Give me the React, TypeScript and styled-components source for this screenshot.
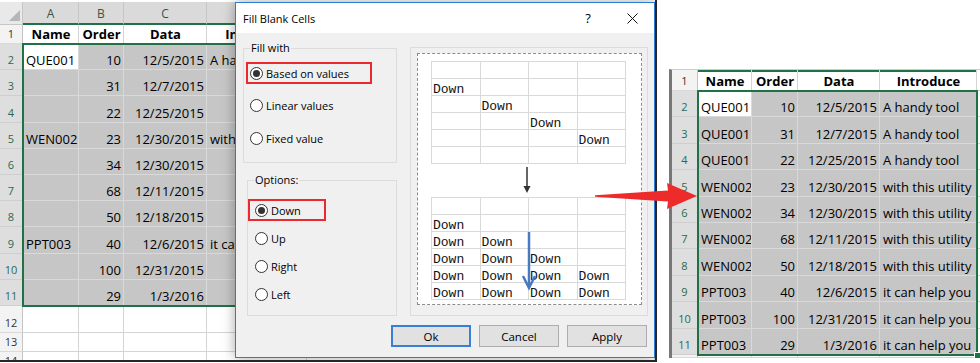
import React from 'react';
import styled, { createGlobalStyle } from 'styled-components';

type Align = 'left' | 'right' | 'center';

const GREEN = '#1f7146';
const SELECTED = '#c6c6c6';

const GlobalStyle = createGlobalStyle`
  html, body { margin: 0; padding: 0; background: #ffffff; }
  body { font-family: "Open Sans", "Liberation Sans", sans-serif; }
`;

const Canvas = styled.div`
  position: relative;
  display: flex;
  width: 980px;
  height: 363px;
  overflow: hidden;
  background: #ffffff;
`;

const LeftPanel = styled.div`
  position: relative;
  flex: none;
  width: 657px;
  height: 362px;
  box-sizing: border-box;
  border-right: 2px solid #262626;
  border-bottom: 2px solid #262626;
  overflow: hidden;
`;

const RightPanel = styled.div`
  flex: 1;
  margin-left: 12px;
  padding-top: 69px;
`;

const RightFrame = styled.div`
  border-left: 3px solid #777777;
  border-top: 1px solid #cccccc;
`;

// spreadsheet parts

const SheetBox = styled.div<{ $pad: number }>`
  display: flex;
  flex-direction: column;
  padding-top: ${p => p.$pad}px;
  font-family: "Open Sans", "Liberation Sans", sans-serif;
  font-size: 13px;
  color: #000;
`;

const Row = styled.div<{ $h: number }>`
  display: flex;
  flex: none;
  height: ${p => p.$h}px;
`;

const Block = styled.div`
  display: flex;
  flex: none;
`;

const HeadColumn = styled.div`
  display: flex;
  flex-direction: column;
  flex: none;
`;

const FillColumn = styled(HeadColumn)`
  flex: 1;
`;

const Corner = styled.div<{ $w: number }>`
  width: ${p => p.$w}px;
  flex: none;
  box-sizing: border-box;
  background: #e9e9e9;
  border-right: 1px solid #c6c6c6;
  border-bottom: 1px solid #c6c6c6;
`;

const ColHead = styled.div<{ $w?: number; $sel?: boolean }>`
  ${p => (p.$w ? `width: ${p.$w}px; flex: none;` : 'flex: 1;')}
  box-sizing: border-box;
  display: flex;
  align-items: center;
  justify-content: center;
  padding-top: 2px;
  background: ${p => (p.$sel ? '#dadada' : '#f2f2f2')};
  border-right: 1px solid #c6c6c6;
  border-bottom: ${p => (p.$sel ? `2px solid ${GREEN}` : '1px solid #c6c6c6')};
  color: #3d5247;
  font-size: 12px;
`;

const RowHead = styled.div<{ $w: number; $h?: number; $sel?: boolean }>`
  width: ${p => p.$w}px;
  ${p => (p.$h ? `height: ${p.$h}px;` : '')}
  flex: none;
  box-sizing: border-box;
  display: flex;
  align-items: flex-end;
  justify-content: center;
  padding-bottom: 2px;
  background: ${p => (p.$sel ? '#dedede' : '#f3f3f3')};
  border-right: 1px solid #c4c4c4;
  border-bottom: 1px solid ${p => (p.$sel ? '#cfcfcf' : '#dadada')};
  color: ${p => (p.$sel ? '#2b6a4c' : '#333333')};
  font-size: 11px;
  line-height: 14px;
  overflow: hidden;
`;

const Cell = styled.div<{ $w?: number; $align?: Align; $bold?: boolean; $fill?: string; $line?: string; $topLine?: boolean }>`
  ${p => (p.$w ? `width: ${p.$w}px; flex: none;` : 'flex: 1;')}
  box-sizing: border-box;
  display: flex;
  align-items: flex-end;
  justify-content: ${p => (p.$align === 'right' ? 'flex-end' : p.$align === 'center' ? 'center' : 'flex-start')};
  padding: 0 2px 1px 3px;
  background: ${p => p.$fill ?? '#ffffff'};
  border-right: 1px solid ${p => p.$line ?? '#d4d4d4'};
  border-bottom: 1px solid ${p => p.$line ?? '#d4d4d4'};
  box-shadow: ${p => (p.$topLine ? `inset 0 2px 0 ${GREEN}` : 'none')};
  font-weight: ${p => (p.$bold ? 700 : 400)};
  line-height: 15px;
  white-space: nowrap;
  overflow: hidden;
`;

const Filler = styled.div<{ $h: number }>`
  height: ${p => p.$h}px;
  box-sizing: border-box;
  border-bottom: 1px solid #d4d4d4;
  background: #ffffff;
`;

const Selection = styled.div`
  position: relative;
  z-index: 1;
  display: flex;
  flex-direction: column;
  flex: none;
  outline: 2px solid ${GREEN};
  outline-offset: -1px;
`;

const Handle = styled.span`
  position: absolute;
  right: -4px;
  bottom: -4px;
  width: 5px;
  height: 5px;
  background: ${GREEN};
  border: 1px solid #ffffff;
`;

const TITLES = ['Name', 'Order', 'Data', 'Introduce'];
const ALIGN: Align[] = ['left', 'right', 'right', 'left'];

const LEFT_ROWS = [
  ['QUE001', '10', '12/5/2015', 'A handy tool'],
  ['', '31', '12/7/2015', ''],
  ['', '22', '12/25/2015', ''],
  ['WEN002', '23', '12/30/2015', 'with this utility'],
  ['', '34', '12/30/2015', ''],
  ['', '68', '12/11/2015', ''],
  ['', '50', '12/18/2015', ''],
  ['PPT003', '40', '12/6/2015', 'it can help you'],
  ['', '100', '12/31/2015', ''],
  ['', '29', '1/3/2016', ''],
];

const RIGHT_ROWS = [
  ['QUE001', '10', '12/5/2015', 'A handy tool'],
  ['QUE001', '31', '12/7/2015', 'A handy tool'],
  ['QUE001', '22', '12/25/2015', 'A handy tool'],
  ['WEN002', '23', '12/30/2015', 'with this utility'],
  ['WEN002', '34', '12/30/2015', 'with this utility'],
  ['WEN002', '68', '12/11/2015', 'with this utility'],
  ['WEN002', '50', '12/18/2015', 'with this utility'],
  ['PPT003', '40', '12/6/2015', 'it can help you'],
  ['PPT003', '100', '12/31/2015', 'it can help you'],
  ['PPT003', '29', '1/3/2016', 'it can help you'],
];

interface SheetProps {
  pad: number;
  headW: number;
  cols: number[];
  letters?: string[];
  titleH: number;
  bodyH: number;
  rows: string[][];
  tail: { label: string; h: number }[];
  handle?: boolean;
}

const SpreadSheet = ({ pad, headW, cols, letters, titleH, bodyH, rows, tail, handle }: SheetProps) => (
  <SheetBox $pad={pad}>
    {letters && (
      <Row $h={23}>
        <Corner $w={headW}>
          <svg width="22" height="22" viewBox="0 0 22 22">
            <polygon points="9,19 20,19 20,8" fill="#b6b6b6" />
          </svg>
        </Corner>
        {letters.map((l, i) => (
          <ColHead key={l} $w={cols[i]} $sel>
            {l}
          </ColHead>
        ))}
        <ColHead />
      </Row>
    )}
    <Row $h={titleH}>
      <RowHead $w={headW}>1</RowHead>
      {TITLES.map((t, i) => (
        <Cell key={t} $w={cols[i]} $align="center" $bold $topLine={!letters}>
          {t}
        </Cell>
      ))}
      <Cell />
    </Row>
    <Block>
      <HeadColumn>
        {rows.map((_, i) => (
          <RowHead key={i} $w={headW} $h={bodyH} $sel>
            {i + 2}
          </RowHead>
        ))}
      </HeadColumn>
      <Selection>
        {rows.map((r, i) => (
          <Row key={i} $h={bodyH}>
            {r.map((v, j) => (
              <Cell
                key={j}
                $w={cols[j]}
                $align={ALIGN[j]}
                $fill={i === 0 && j === 0 ? '#ffffff' : SELECTED}
                $line="#d9d9d9"
              >
                {v}
              </Cell>
            ))}
          </Row>
        ))}
        {handle && <Handle />}
      </Selection>
      <FillColumn>
        {rows.map((_, i) => (
          <Filler key={i} $h={bodyH} />
        ))}
      </FillColumn>
    </Block>
    {tail.map(t => (
      <Row key={t.label} $h={t.h}>
        <RowHead $w={headW}>{t.label}</RowHead>
        {cols.map((w, j) => (
          <Cell key={j} $w={w} />
        ))}
        <Cell />
      </Row>
    ))}
  </SheetBox>
);

// dialog parts

const Dialog = styled.div`
  position: absolute;
  z-index: 5;
  left: 235px;
  top: 2px;
  width: 420px;
  height: 356px;
  box-sizing: border-box;
  display: flex;
  flex-direction: column;
  background: #f0f0f0;
  border: 1px solid #2b7cd3;
  box-shadow: 0 0 12px rgba(0, 0, 0, 0.35);
  font-family: "Open Sans", "Noto Sans", sans-serif;
  font-size: 11px;
  color: #000;
`;

const TitleBar = styled.div`
  flex: none;
  display: flex;
  align-items: center;
  height: 30px;
  padding-left: 7px;
  background: #ffffff;
`;

const Title = styled.div`
  flex: 1;
`;

const TitleButton = styled.div`
  width: 44px;
  height: 30px;
  display: flex;
  align-items: center;
  justify-content: center;
  font-size: 13px;
`;

const Body = styled.div`
  display: flex;
  flex-direction: column;
  padding: 14px 6px 0 7px;
`;

const Main = styled.div`
  display: flex;
  align-items: flex-start;
  gap: 13px;
`;

const OptionsColumn = styled.div`
  display: flex;
  flex-direction: column;
  width: 154px;
  padding-top: 1px;
`;

const GroupBox = styled.div<{ $w: number; $h: number; $ml?: number; $mt?: number; $pt: number; $gap: number }>`
  position: relative;
  box-sizing: border-box;
  width: ${p => p.$w}px;
  height: ${p => p.$h}px;
  margin: ${p => p.$mt ?? 0}px 0 0 ${p => p.$ml ?? 0}px;
  padding-top: ${p => p.$pt}px;
  display: flex;
  flex-direction: column;
  align-items: flex-start;
  gap: ${p => p.$gap}px;
  border: 1px solid #dcdcdc;
`;

const Legend = styled.span`
  position: absolute;
  top: -9px;
  left: 6px;
  padding: 0 1px;
  background: #f0f0f0;
  line-height: 15px;
`;

const RadioRow = styled.div<{ $hl?: boolean; $w?: number; $ml: number; $pl: number }>`
  display: flex;
  align-items: center;
  gap: 3px;
  box-sizing: border-box;
  height: 22px;
  ${p => (p.$w ? `width: ${p.$w}px;` : '')}
  margin-left: ${p => p.$ml}px;
  padding-left: ${p => p.$pl}px;
  border: 2px solid ${p => (p.$hl ? '#ec2a2e' : 'transparent')};
`;

const RadioDot = styled.span<{ $on?: boolean }>`
  flex: none;
  width: 13px;
  height: 13px;
  box-sizing: border-box;
  border-radius: 50%;
  border: 1px solid #333333;
  background: #ffffff;
  display: flex;
  align-items: center;
  justify-content: center;

  &::after {
    content: '';
    width: 7px;
    height: 7px;
    border-radius: 50%;
    background: ${p => (p.$on ? '#333333' : 'transparent')};
  }
`;

interface RadioProps {
  label: string;
  on?: boolean;
  hl?: boolean;
  w?: number;
  ml: number;
  pl: number;
}

const Radio = ({ label, on, hl, w, ml, pl }: RadioProps) => (
  <RadioRow $hl={hl} $w={w} $ml={ml} $pl={pl}>
    <RadioDot $on={on} />
    <span>{label}</span>
  </RadioRow>
);

const PreviewGroup = styled.div`
  box-sizing: border-box;
  width: 238px;
  height: 269px;
  padding: 5px 5px 10px 6px;
  border: 1px solid #dcdcdc;
`;

const PreviewCanvas = styled.div`
  box-sizing: border-box;
  height: 100%;
  padding: 7px 0 0 13px;
  background: #ffffff;
  border: 1px dashed #8c8c8c;
`;

const Step = styled.div`
  position: relative;
  width: 195px;
`;

const PreviewGrid = styled.div`
  display: grid;
  grid-template-columns: repeat(4, 1fr);
  width: 195px;
  box-sizing: border-box;
  border-top: 1px solid #d9d9d9;
  border-left: 1px solid #d9d9d9;
`;

const PreviewCell = styled.div`
  height: 17px;
  box-sizing: border-box;
  padding: 3px 0 0 1px;
  border-right: 1px solid #d9d9d9;
  border-bottom: 1px solid #d9d9d9;
  font-family: "Liberation Mono", "Courier New", monospace;
  font-size: 13px;
  line-height: 16px;
  white-space: nowrap;
  color: #111111;
`;

const ArrowBox = styled.svg`
  display: block;
`;

const FlowArrow = styled.svg`
  position: absolute;
  left: 0;
  top: 0;
  pointer-events: none;
`;

const Footer = styled.div`
  display: flex;
  justify-content: flex-end;
  gap: 8px;
  margin-top: 9px;
  padding-right: 1px;
`;

const Button = styled.button<{ $primary?: boolean }>`
  width: 80px;
  height: 22px;
  box-sizing: border-box;
  padding: 0;
  background: #e1e1e1;
  border: ${p => (p.$primary ? '2px solid #3a7fd5' : '1px solid #adadad')};
  font-family: inherit;
  font-size: 11.5px;
  color: #000;
`;

const Annotation = styled.svg`
  position: absolute;
  z-index: 10;
  left: 0;
  top: 0;
  pointer-events: none;
`;

const topText = (r: number, c: number) => (r >= 1 && r <= 4 && c === r - 1 ? 'Down' : '');
const bottomText = (r: number, c: number) => (c < Math.min(r, 4) ? 'Down' : '');

const Grid = ({ text }: { text: (r: number, c: number) => string }) => (
  <PreviewGrid>
    {Array.from({ length: 24 }, (_, i) => (
      <PreviewCell key={i}>{text(Math.floor(i / 4), i % 4)}</PreviewCell>
    ))}
  </PreviewGrid>
);

const FillDialog = () => (
  <Dialog>
    <TitleBar>
      <Title>Fill Blank Cells</Title>
      <TitleButton>?</TitleButton>
      <TitleButton>
        <svg width="11" height="11" viewBox="0 0 11 11">
          <path d="M0.5 0.5 L10.5 10.5 M10.5 0.5 L0.5 10.5" stroke="#111" strokeWidth="1" />
        </svg>
      </TitleButton>
    </TitleBar>
    <Body>
      <Main>
        <OptionsColumn>
          <GroupBox $w={154} $h={115} $pt={13} $gap={10.5}>
            <Legend>Fill with</Legend>
            <Radio label="Based on values" on hl w={126} ml={2} pl={2} />
            <Radio label="Linear values" ml={2} pl={2} />
            <Radio label="Fixed value" ml={2} pl={2} />
          </GroupBox>
          <GroupBox $w={150} $h={136} $ml={4} $mt={17} $pt={18} $gap={6}>
            <Legend>Options:</Legend>
            <Radio label="Down" on hl w={78} ml={0} pl={5} />
            <Radio label="Up" ml={0} pl={5} />
            <Radio label="Right" ml={0} pl={5} />
            <Radio label="Left" ml={0} pl={5} />
          </GroupBox>
        </OptionsColumn>
        <PreviewGroup>
          <PreviewCanvas>
            <Grid text={topText} />
            <ArrowBox width="195" height="33" viewBox="0 0 195 33">
              <line x1="96" y1="3" x2="96" y2="24" stroke="#333" strokeWidth="1.5" />
              <polygon points="92.5,22 99.5,22 96,29" fill="#333" />
            </ArrowBox>
            <Step>
              <Grid text={bottomText} />
              <FlowArrow width="195" height="103" viewBox="0 0 195 103">
                <line x1="98" y1="35" x2="98" y2="89" stroke="#4a79c4" strokeWidth="2.5" />
                <polyline points="92,79 98,91 104,79" fill="none" stroke="#4a79c4" strokeWidth="2.5" />
              </FlowArrow>
            </Step>
          </PreviewCanvas>
        </PreviewGroup>
      </Main>
      <Footer>
        <Button $primary>Ok</Button>
        <Button>Cancel</Button>
        <Button>Apply</Button>
      </Footer>
    </Body>
  </Dialog>
);

export default function App() {
  return (
    <>
      <GlobalStyle />
      <Canvas>
        <LeftPanel>
          <SpreadSheet
            pad={2}
            headW={23}
            cols={[56, 45, 83, 100]}
            letters={['A', 'B', 'C', 'D']}
            titleH={19}
            bodyH={26.2}
            rows={LEFT_ROWS}
            tail={[
              { label: '12', h: 27 },
              { label: '13', h: 19 },
              { label: '14', h: 19 },
            ]}
          />
          <FillDialog />
        </LeftPanel>
        <RightPanel>
          <RightFrame>
            <SpreadSheet
              pad={0}
              headW={26}
              cols={[54, 46, 82, 97]}
              titleH={21}
              bodyH={26.4}
              rows={RIGHT_ROWS}
              tail={[{ label: '', h: 3 }]}
              handle
            />
          </RightFrame>
        </RightPanel>
        <Annotation width="980" height="363" viewBox="0 0 980 363">
          <polygon
            points="595,195.3 668,190.5 667,183 697,196 667,209 668,201.5 595,196.7"
            fill="#ee2b2b"
          />
        </Annotation>
      </Canvas>
    </>
  );
}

----------

REQUIRED TASK » Scan the material above. Copy each line that holds the word "React".

WRITTEN SOLUTION »
Give me the React, TypeScript and styled-components source for this screenshot.
import React from 'react';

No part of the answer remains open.